The hardcore gaming circle has an instinctive, gut reaction to the phrase, "free-to-play." It has a bit of a bad reputation. I think Blizzard is better than most at doing it right, but what do you see as the reason that gamers have that recoiling reaction and how have you avoided it?

There's a lot of perceptions, a lot of realities too, of games–particularly mobile games, because a lot of free-to-play has historically been on mobile–that there are things built in to the game that the point is really to corner you into a point in time where you have to spend money. There is a perception of that and I've certainly played games that I've felt that way.

That's not our intention with Heroes. It never was. If there was a time that someone felt that way it would have been, there's a thing that I want, and I cannot get it. If I want this amazing skin, it's killer, I love Uther, I love the Judgement armor set, but I can't get it. I will just never be able to get it without spending money. There's something about that just inherently doesn't feel good. Even though, at the end of the day, it's a game but it's a business too.
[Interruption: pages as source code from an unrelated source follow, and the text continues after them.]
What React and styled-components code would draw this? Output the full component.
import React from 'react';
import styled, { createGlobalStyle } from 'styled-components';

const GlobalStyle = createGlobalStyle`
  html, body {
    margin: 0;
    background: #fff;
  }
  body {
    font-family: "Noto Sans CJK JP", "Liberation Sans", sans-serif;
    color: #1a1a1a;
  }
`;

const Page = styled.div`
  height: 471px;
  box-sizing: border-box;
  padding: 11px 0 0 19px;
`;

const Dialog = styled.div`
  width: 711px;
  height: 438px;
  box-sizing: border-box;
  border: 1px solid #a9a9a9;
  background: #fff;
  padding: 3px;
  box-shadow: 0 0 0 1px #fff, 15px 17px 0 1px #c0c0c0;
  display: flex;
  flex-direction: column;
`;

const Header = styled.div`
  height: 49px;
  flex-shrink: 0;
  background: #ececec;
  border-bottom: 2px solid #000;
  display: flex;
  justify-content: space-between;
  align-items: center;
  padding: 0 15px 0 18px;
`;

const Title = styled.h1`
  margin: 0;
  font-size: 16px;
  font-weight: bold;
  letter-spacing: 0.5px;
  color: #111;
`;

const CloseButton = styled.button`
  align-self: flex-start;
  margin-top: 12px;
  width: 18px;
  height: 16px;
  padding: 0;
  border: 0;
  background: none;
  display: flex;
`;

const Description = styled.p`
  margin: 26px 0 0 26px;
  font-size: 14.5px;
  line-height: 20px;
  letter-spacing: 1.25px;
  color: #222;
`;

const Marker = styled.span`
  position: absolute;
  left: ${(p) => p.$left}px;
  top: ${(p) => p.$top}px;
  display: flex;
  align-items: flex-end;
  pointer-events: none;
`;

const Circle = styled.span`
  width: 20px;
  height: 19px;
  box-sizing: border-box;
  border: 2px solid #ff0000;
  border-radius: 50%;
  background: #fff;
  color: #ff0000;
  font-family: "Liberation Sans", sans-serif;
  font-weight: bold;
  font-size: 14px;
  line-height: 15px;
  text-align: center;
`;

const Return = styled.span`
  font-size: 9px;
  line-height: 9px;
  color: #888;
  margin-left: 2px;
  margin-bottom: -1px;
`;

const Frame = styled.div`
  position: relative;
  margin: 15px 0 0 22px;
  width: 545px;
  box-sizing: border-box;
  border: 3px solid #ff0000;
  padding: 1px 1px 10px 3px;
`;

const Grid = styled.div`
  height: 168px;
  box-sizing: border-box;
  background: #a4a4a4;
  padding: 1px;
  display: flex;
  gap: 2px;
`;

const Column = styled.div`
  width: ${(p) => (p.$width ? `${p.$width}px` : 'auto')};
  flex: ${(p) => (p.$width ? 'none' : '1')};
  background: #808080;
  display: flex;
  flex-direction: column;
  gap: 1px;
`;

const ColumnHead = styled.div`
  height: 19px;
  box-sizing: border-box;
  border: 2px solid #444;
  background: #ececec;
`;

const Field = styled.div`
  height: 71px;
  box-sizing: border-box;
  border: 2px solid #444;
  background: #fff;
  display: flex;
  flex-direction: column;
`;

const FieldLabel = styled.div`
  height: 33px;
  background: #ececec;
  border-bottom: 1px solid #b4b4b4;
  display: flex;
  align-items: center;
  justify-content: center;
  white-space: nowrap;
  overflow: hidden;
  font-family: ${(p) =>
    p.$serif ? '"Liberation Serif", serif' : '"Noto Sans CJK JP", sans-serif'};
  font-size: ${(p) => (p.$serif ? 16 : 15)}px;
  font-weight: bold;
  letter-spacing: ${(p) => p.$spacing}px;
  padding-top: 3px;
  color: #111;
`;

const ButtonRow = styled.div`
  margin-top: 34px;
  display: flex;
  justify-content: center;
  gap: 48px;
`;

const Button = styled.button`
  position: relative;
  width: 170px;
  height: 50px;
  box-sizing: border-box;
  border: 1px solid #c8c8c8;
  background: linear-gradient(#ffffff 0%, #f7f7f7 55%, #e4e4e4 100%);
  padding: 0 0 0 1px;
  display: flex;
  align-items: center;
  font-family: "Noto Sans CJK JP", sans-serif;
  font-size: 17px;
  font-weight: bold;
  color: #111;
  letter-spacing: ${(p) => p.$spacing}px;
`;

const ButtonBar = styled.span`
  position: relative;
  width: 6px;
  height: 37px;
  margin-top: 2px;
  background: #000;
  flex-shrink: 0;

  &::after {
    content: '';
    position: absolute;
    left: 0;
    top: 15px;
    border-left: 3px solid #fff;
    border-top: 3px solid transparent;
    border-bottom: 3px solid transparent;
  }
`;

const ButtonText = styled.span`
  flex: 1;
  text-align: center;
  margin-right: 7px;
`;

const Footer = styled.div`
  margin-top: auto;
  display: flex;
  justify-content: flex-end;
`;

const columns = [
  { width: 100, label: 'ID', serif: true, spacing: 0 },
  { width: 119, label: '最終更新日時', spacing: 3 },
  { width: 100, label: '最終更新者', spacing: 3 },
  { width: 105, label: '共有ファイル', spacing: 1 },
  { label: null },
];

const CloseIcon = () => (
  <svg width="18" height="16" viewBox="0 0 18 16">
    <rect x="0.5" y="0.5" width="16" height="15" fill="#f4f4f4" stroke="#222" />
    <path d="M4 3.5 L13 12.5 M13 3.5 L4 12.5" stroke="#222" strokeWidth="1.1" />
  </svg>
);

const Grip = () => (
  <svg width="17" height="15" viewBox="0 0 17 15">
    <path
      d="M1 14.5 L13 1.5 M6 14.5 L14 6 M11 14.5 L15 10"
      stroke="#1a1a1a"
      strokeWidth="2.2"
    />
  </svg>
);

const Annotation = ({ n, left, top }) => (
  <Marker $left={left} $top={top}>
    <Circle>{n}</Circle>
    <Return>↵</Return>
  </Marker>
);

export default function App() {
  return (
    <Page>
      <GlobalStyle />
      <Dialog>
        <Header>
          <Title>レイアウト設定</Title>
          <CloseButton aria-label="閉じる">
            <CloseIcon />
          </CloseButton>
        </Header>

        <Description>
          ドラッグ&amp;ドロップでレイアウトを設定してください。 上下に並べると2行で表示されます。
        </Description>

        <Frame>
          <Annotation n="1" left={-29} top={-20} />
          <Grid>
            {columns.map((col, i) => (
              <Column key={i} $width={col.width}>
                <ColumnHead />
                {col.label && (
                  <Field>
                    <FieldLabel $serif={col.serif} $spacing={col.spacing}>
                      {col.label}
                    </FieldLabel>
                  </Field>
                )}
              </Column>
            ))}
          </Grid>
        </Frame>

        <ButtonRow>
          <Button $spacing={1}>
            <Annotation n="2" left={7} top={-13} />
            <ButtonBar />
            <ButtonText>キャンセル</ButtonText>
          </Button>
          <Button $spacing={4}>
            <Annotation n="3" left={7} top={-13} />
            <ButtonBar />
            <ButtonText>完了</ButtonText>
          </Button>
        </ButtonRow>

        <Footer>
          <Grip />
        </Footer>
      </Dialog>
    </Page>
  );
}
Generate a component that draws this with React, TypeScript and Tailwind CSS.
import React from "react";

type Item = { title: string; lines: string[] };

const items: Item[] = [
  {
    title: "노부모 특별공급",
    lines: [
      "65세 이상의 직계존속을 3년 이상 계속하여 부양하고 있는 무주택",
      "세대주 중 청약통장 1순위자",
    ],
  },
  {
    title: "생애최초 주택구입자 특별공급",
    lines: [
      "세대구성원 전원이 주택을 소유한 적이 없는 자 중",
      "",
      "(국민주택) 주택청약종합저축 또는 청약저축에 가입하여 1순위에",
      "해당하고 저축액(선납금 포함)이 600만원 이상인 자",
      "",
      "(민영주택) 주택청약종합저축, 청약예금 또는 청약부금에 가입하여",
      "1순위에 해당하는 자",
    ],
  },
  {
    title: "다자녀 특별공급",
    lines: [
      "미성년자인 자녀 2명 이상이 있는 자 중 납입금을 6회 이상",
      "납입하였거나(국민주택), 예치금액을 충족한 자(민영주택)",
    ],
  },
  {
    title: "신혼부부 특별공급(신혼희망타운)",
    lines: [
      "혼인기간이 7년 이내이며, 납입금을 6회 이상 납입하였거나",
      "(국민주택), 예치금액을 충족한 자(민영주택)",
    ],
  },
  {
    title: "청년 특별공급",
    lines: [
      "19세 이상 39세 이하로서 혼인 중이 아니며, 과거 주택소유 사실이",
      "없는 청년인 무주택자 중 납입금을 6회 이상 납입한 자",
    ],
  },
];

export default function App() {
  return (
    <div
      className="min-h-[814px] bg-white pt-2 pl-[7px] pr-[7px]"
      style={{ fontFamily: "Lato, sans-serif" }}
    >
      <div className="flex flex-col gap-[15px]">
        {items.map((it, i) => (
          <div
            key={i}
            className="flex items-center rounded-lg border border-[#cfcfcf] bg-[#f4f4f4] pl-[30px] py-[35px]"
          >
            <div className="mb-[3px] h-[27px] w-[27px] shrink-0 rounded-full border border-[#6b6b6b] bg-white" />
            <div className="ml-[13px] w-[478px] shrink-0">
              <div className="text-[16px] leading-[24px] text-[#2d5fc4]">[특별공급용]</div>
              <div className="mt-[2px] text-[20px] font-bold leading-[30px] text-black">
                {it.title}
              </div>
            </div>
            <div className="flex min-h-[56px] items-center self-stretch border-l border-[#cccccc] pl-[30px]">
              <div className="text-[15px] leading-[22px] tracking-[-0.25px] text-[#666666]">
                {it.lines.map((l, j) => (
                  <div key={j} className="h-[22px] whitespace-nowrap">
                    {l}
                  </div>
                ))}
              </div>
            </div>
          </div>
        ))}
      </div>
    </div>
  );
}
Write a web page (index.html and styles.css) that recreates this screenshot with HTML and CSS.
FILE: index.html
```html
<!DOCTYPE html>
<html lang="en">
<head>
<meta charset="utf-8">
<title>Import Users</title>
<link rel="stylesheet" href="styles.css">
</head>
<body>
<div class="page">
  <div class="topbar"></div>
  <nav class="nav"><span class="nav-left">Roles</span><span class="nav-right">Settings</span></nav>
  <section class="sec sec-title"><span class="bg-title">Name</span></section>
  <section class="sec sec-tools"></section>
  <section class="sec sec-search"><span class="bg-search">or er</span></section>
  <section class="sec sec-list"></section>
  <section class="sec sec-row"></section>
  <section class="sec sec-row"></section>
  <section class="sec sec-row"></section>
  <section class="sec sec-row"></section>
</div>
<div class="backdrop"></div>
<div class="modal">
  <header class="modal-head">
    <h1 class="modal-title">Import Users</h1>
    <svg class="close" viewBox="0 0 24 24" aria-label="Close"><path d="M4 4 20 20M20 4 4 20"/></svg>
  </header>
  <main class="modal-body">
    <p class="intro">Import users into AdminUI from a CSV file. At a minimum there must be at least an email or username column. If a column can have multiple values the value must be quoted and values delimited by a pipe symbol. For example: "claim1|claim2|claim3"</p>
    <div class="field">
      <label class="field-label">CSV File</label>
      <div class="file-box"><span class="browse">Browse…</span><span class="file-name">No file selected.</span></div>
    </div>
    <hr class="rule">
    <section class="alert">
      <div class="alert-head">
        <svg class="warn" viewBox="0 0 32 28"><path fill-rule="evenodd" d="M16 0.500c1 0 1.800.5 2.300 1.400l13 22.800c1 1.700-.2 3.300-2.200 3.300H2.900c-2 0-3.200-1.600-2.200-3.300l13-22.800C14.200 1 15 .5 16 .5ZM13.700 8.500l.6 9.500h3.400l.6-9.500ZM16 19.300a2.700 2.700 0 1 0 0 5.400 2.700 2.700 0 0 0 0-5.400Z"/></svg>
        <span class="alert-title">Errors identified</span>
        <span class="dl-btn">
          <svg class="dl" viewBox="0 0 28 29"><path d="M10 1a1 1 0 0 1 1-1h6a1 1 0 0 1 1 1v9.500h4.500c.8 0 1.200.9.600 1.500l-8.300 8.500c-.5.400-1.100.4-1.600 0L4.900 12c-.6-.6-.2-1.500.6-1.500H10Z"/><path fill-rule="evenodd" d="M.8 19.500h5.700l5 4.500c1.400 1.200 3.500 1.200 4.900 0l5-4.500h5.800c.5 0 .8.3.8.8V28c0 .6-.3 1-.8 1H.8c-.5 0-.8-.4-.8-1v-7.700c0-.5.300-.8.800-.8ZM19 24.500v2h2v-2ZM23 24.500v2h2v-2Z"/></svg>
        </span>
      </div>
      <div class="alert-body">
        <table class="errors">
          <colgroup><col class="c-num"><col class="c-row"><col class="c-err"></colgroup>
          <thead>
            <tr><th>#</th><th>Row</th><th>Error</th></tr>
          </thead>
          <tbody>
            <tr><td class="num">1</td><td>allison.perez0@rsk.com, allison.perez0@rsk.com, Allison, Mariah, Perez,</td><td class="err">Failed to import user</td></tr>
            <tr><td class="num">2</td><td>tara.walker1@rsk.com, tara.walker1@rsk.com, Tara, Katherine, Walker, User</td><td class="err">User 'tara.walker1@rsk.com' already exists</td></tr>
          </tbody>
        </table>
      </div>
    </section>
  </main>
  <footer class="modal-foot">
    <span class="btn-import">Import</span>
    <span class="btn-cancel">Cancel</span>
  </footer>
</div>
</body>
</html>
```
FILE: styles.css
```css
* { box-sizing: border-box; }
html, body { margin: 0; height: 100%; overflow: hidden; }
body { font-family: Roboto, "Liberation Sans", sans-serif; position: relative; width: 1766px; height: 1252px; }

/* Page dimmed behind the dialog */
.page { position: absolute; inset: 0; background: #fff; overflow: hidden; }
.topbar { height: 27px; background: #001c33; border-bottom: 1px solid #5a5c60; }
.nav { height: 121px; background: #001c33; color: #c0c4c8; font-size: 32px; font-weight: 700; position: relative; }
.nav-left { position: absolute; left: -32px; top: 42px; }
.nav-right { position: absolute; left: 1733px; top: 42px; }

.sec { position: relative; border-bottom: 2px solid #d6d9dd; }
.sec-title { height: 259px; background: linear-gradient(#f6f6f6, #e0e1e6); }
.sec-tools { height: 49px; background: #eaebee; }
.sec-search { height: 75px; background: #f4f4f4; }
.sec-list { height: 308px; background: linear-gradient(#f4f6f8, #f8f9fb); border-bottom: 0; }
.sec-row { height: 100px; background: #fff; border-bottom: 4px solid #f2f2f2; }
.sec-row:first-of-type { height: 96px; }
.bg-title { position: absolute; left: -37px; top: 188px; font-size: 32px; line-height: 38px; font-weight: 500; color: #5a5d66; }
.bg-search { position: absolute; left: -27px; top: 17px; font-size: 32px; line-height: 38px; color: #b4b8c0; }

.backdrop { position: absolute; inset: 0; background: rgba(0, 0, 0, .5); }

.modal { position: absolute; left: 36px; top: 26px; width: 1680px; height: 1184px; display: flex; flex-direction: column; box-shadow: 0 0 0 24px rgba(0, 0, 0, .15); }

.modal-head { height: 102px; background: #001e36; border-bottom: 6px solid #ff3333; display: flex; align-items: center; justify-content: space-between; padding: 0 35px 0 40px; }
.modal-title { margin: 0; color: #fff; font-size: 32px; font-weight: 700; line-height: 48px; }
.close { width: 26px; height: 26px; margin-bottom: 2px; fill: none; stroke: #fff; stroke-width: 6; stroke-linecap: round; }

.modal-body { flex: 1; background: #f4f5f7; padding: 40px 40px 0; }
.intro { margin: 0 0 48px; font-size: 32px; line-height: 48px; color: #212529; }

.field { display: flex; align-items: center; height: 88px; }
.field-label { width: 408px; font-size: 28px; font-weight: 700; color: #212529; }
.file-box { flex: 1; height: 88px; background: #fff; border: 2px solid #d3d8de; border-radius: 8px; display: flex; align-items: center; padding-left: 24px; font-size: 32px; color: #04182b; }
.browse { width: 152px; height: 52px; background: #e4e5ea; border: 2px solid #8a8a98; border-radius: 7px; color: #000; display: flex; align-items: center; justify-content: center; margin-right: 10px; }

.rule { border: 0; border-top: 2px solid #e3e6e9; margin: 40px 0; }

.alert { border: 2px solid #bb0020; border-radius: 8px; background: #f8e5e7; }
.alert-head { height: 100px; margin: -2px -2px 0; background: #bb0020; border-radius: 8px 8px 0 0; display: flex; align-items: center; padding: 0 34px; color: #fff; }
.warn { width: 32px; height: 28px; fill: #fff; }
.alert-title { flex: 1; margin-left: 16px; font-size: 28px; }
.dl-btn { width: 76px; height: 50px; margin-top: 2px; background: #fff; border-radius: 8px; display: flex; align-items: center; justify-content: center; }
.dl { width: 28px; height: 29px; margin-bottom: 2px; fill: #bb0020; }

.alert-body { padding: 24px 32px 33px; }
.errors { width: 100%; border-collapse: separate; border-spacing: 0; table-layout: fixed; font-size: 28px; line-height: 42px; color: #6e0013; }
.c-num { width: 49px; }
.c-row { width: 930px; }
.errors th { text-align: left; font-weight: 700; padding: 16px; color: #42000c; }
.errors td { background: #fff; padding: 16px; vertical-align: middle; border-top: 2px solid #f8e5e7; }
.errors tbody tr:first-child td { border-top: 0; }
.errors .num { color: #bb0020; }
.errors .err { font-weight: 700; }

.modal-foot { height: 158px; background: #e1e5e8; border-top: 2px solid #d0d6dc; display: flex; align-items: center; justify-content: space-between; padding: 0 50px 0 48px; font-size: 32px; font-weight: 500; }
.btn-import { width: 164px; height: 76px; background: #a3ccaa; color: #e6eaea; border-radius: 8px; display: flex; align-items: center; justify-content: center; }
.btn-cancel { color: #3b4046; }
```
But when you're rationalizing that as a player, that sucks, I want that and I can't get it.

I think we're trying to be the best player-advocates we can by giving you something that feels good as a player, without putting you in a position that doesn't feel good. What I want is, I want people to come play Heroes of the Storm. If they spend money, great. We'll give them opportunities to spend money but we're not going to corner them, we're not going to force them. This is about, come play a fun game and have lots of cool experiences. You can unlock all the content in the game for free, but if you want to spend money? If you don't want to wait for it or make the choice of spending your shards on this skin or that skin. But this is not a system where, we don't spend our days worrying about how we'll force you to spend money. We spend our days thinking about how to make the most fun game possible.


This Heroes of the Storm interview was conducted at a media event where transportation and accommodations were provided by Blizzard.